On July 15, PG Ahmed Muizz has filed charges against Nasheed and the former defense minister Tholhath Ibrahim Kaleyfaanu for their alleged role in detaining Criminal Court Chief Justice Abdulla Mohamed in January.
Nasheed and Tholhath were charged with violating Article 81 of the Penal Code, which states that the detention of a government employee who has not been found guilty of a crime is illegal. If found guilty, Nasheed and Tholhath will face a jail sentence or banishment for three years or a Rf 3000 fine (US$193.5).
The case, if lost may bar Nasheed from any upcoming presidential elections was filed in Hulhumale Magistrate Court instead of Criminal Court, where PG stated that the decision was because there was a conflict of interest.
However, Hulhumale Court rejected the case on July 18 stating that it did not have the jurisdiction to preside on the case.
Hulhumale’ Court Magistrate Moosa Naseem told Minivan News at the time that the case was sent back to the Prosecutor General’s Office after the court stated it did not have the jurisdiction to deal with such cases under the Judicature Act.
‘’We studied the case and we found that we do not have the jurisdiction to deal with the case according to article 66 of the Judicature Act,’’ Naseem said.

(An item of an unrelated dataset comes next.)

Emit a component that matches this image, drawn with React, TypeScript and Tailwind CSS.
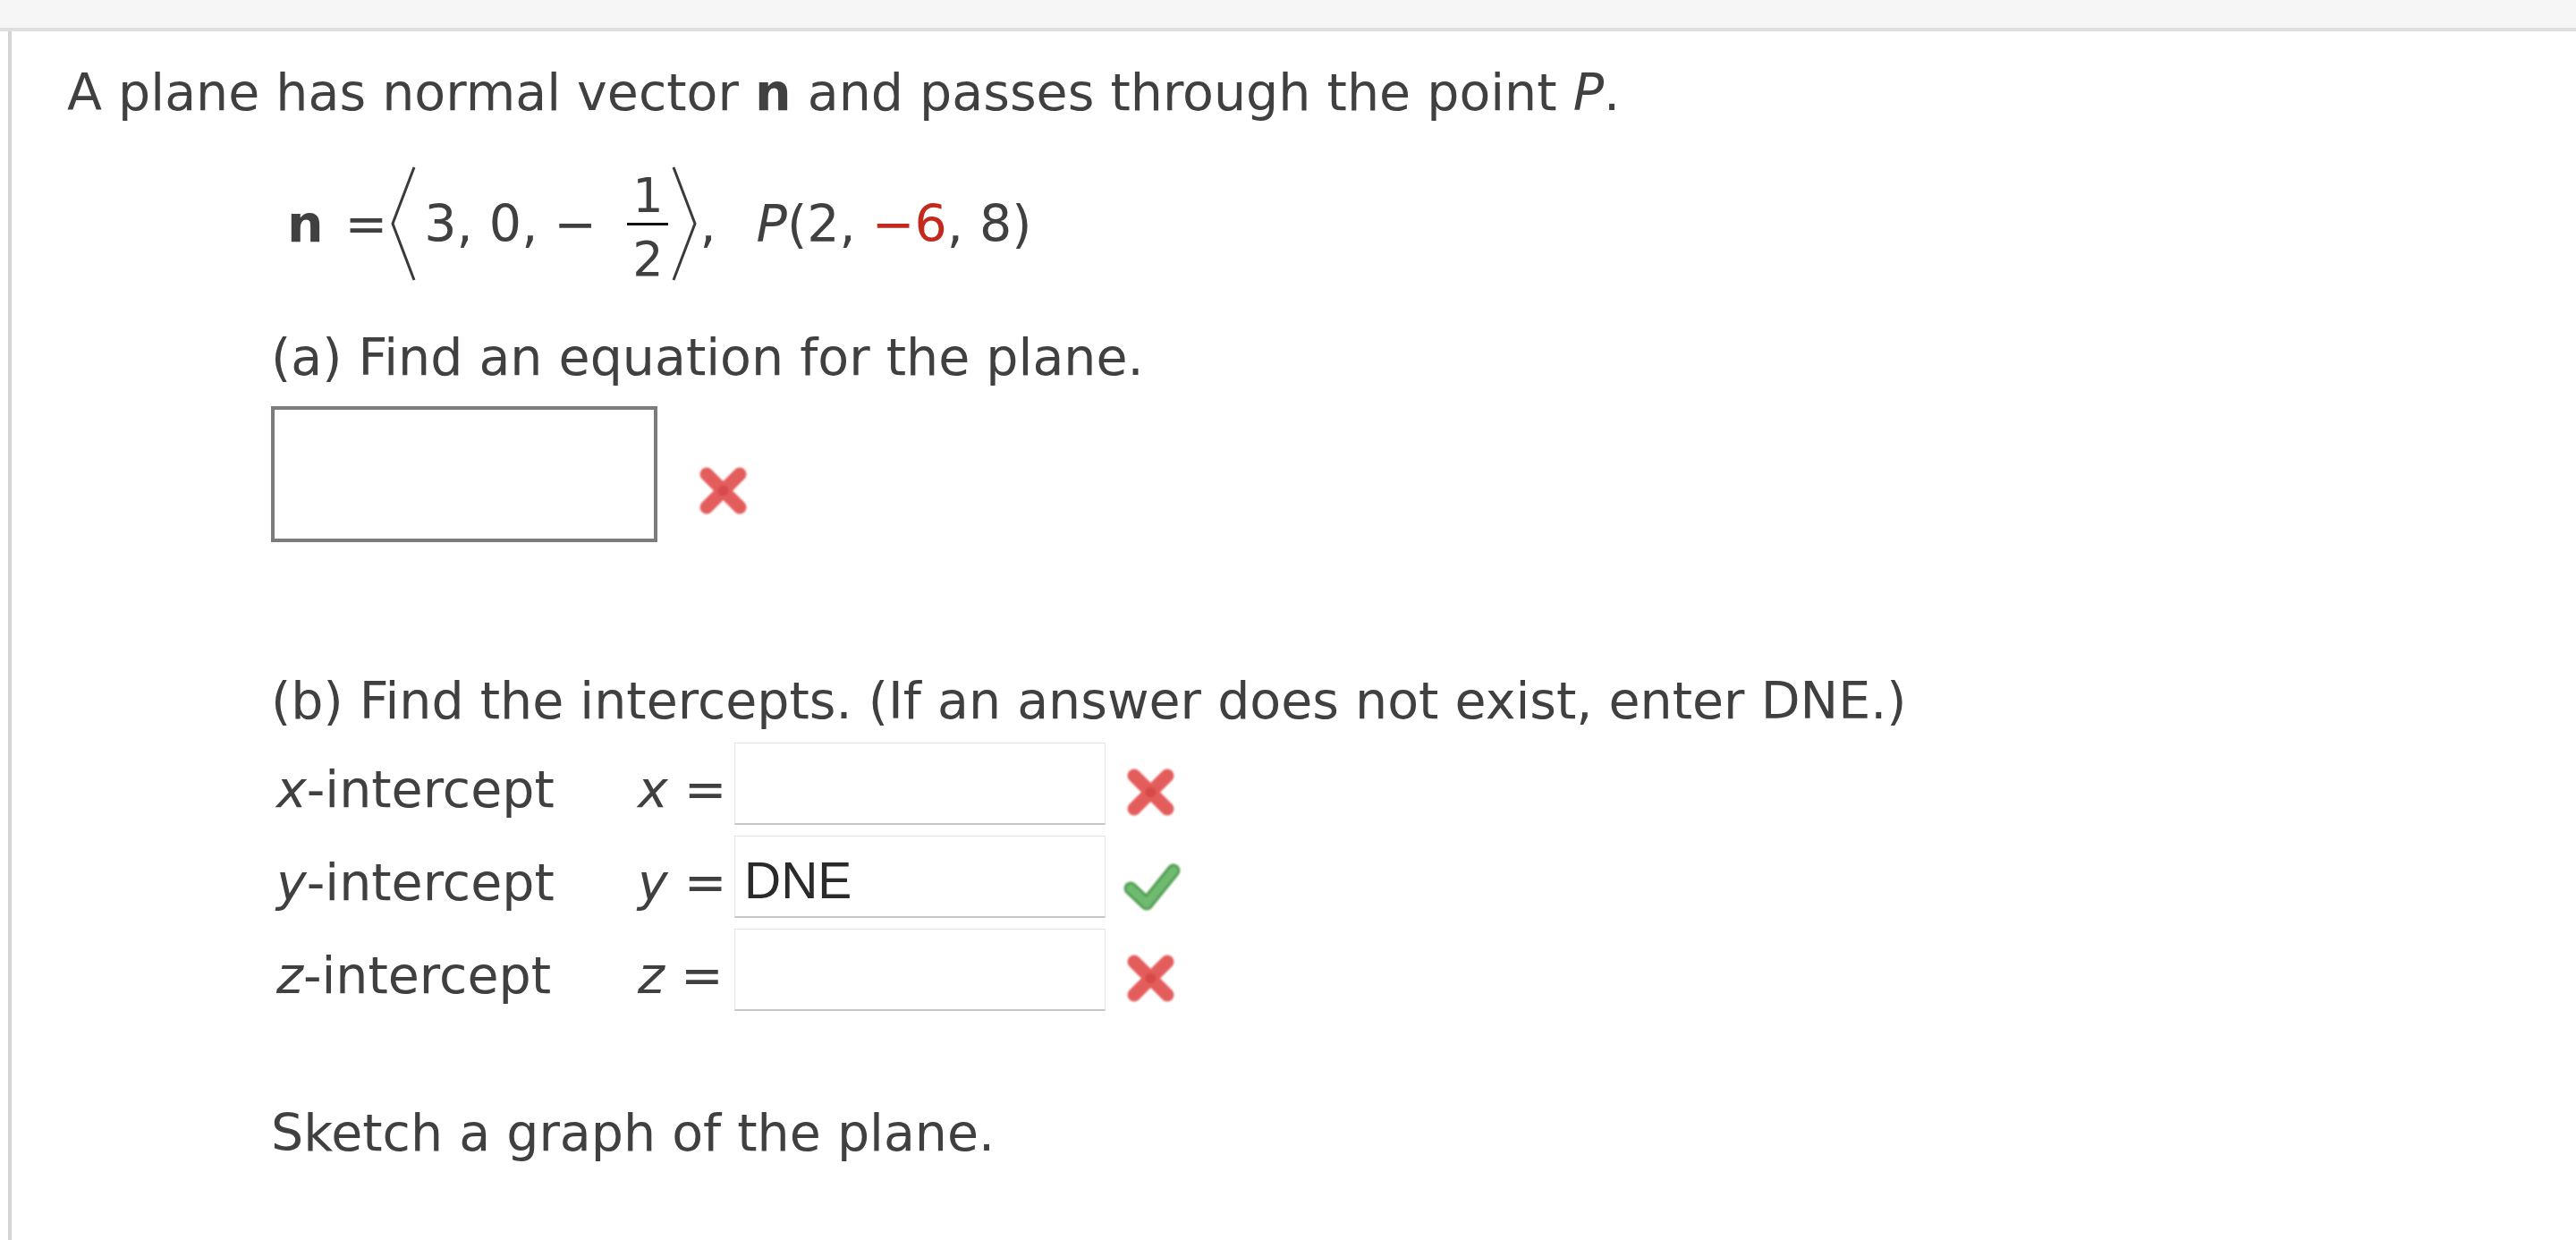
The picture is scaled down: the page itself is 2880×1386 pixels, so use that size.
import React from "react";

const font = { fontFamily: '"DejaVu Sans", Verdana, sans-serif' };

function XIcon() {
  return (
    <svg width="57" height="57" viewBox="0 0 57 57" className="block">
      <g style={{ filter: "blur(0.9px)" }}>
        <line x1="10" y1="10" x2="47" y2="47" stroke="#e45d5d" strokeWidth="15" strokeLinecap="round" />
        <line x1="47" y1="10" x2="10" y2="47" stroke="#e45d5d" strokeWidth="15" strokeLinecap="round" />
        <circle cx="28.5" cy="28.5" r="6" fill="#d84a4a" />
      </g>
    </svg>
  );
}

function CheckIcon() {
  return (
    <svg width="66" height="57" viewBox="0 0 66 57" className="block">
      <g style={{ filter: "blur(0.9px)" }}>
        <polyline points="9,30 27,47 57,10" fill="none" stroke="#559f55" strokeWidth="15" strokeLinecap="round" strokeLinejoin="round" />
        <polyline points="9,30 27,47 57,10" fill="none" stroke="#6fbb6f" strokeWidth="9" strokeLinecap="round" strokeLinejoin="round" />
      </g>
    </svg>
  );
}

function Bracket({ right }: { right?: boolean }) {
  return (
    <svg width="28" height="130" viewBox="0 0 28 130" className="block">
      {right ? (
        <polyline points="2,2 26,65 2,128" fill="none" stroke="#3a3a3a" strokeWidth="3" />
      ) : (
        <polyline points="26,2 2,65 26,128" fill="none" stroke="#3a3a3a" strokeWidth="3" />
      )}
    </svg>
  );
}

function Row({ v, value, ok }: { v: string; value?: string; ok?: boolean }) {
  return (
    <div className="flex items-start h-[92px]">
      <div className="w-[404px] leading-[68px] mt-[18px] whitespace-nowrap">
        <i>{v}</i>-intercept
      </div>
      <div className="w-[108px] leading-[68px] mt-[18px] whitespace-nowrap">
        <i>{v}</i> =
      </div>
      <div className="w-[415px] h-[92px] bg-white border border-[#e4e4e4] border-b-2 border-b-[#c6c6c6] pl-[10px]">
        {value ? (
          <div
            className="leading-[68px] pt-[15px] text-[57px] text-[#2a2a2a]"
            style={{ fontFamily: '"Liberation Sans", Arial, sans-serif' }}
          >
            {value}
          </div>
        ) : null}
      </div>
      <div className={ok ? "ml-[19px] mt-[29px]" : "ml-[22px] mt-[27px]"}>{ok ? <CheckIcon /> : <XIcon />}</div>
    </div>
  );
}

export default function App() {
  return (
    <div className="w-[2880px] h-[1386px] bg-white overflow-hidden text-[#404040] text-[57px]" style={font}>
      <div className="h-[31px] bg-[#f6f6f6]" />
      <div className="h-[4px] bg-[#dedede]" />
      <div className="ml-[9px] h-[1351px] border-l-4 border-[#d4d4d4] pl-[62px]">
        <div className="pt-[34px] leading-[68px] whitespace-nowrap">
          A plane has normal vector <b>n</b> and passes through the point <i>P</i>.
        </div>

        <div className="pl-[228px]">
          <div className="mt-[47px] h-[132px] flex items-center ml-[18px] leading-[57px] whitespace-nowrap">
            <b>n</b>
            <span className="ml-[24px]">=</span>
            <span className="ml-[4px]">
              <Bracket />
            </span>
            <span className="ml-[9px]">3, 0, −</span>
            <span className="ml-[30px] flex flex-col items-center pt-[8px] text-[54px] leading-[52px]">
              <span className="mb-[4px] px-[10px]">1</span>
              <span className="block w-[46px] h-[3px] bg-[#111]" />
              <span className="mt-[12px]">2</span>
            </span>
            <span>
              <Bracket right />
            </span>
            <span className="ml-[3px]">,</span>
            <span className="ml-[45px]">
              <i>P</i>(2, <span className="text-[#c5281c]">−6</span>, 8)
            </span>
          </div>

          <div className="mt-[49px] leading-[68px] whitespace-nowrap">(a) Find an equation for the plane.</div>

          <div className="mt-[21px] flex items-start">
            <div className="w-[432px] h-[152px] border-4 border-[#7c7c7c] bg-white" />
            <div className="ml-[45px] mt-[66px]">
              <XIcon />
            </div>
          </div>

          <div className="mt-[143px] leading-[68px] whitespace-nowrap">
            (b) Find the intercepts. (If an answer does not exist, enter DNE.)
          </div>

          <div className="mt-[13px] ml-[6px] flex flex-col gap-[12px]">
            <Row v="x" />
            <Row v="y" value="DNE" ok />
            <Row v="z" />
          </div>

          <div className="mt-[102px] leading-[68px] whitespace-nowrap">Sketch a graph of the plane.</div>
        </div>
      </div>
    </div>
  );
}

Naseem told local media that the Hulhumale’-based court can only accept the case after the Chief Justice issues a decree in agreement with the Judicial Service Commission (JSC) and the Judicial Council as stated in the article 66[b] of the Judicature Act.
Following the decision, PG asked the court to review its decision.
Deputy PG Hussein Shameem following the decision said that Hulhumale’ Magistrate Court does have the jurisdiction to hear the case of former President Mohamed Nasheed over his role in the detention of a Criminal Court Chief Judge.
Shameem contended that should the court maintain its decision against hearing the case, there were few other judicial alternatives in trying to ensure a “fair trial”.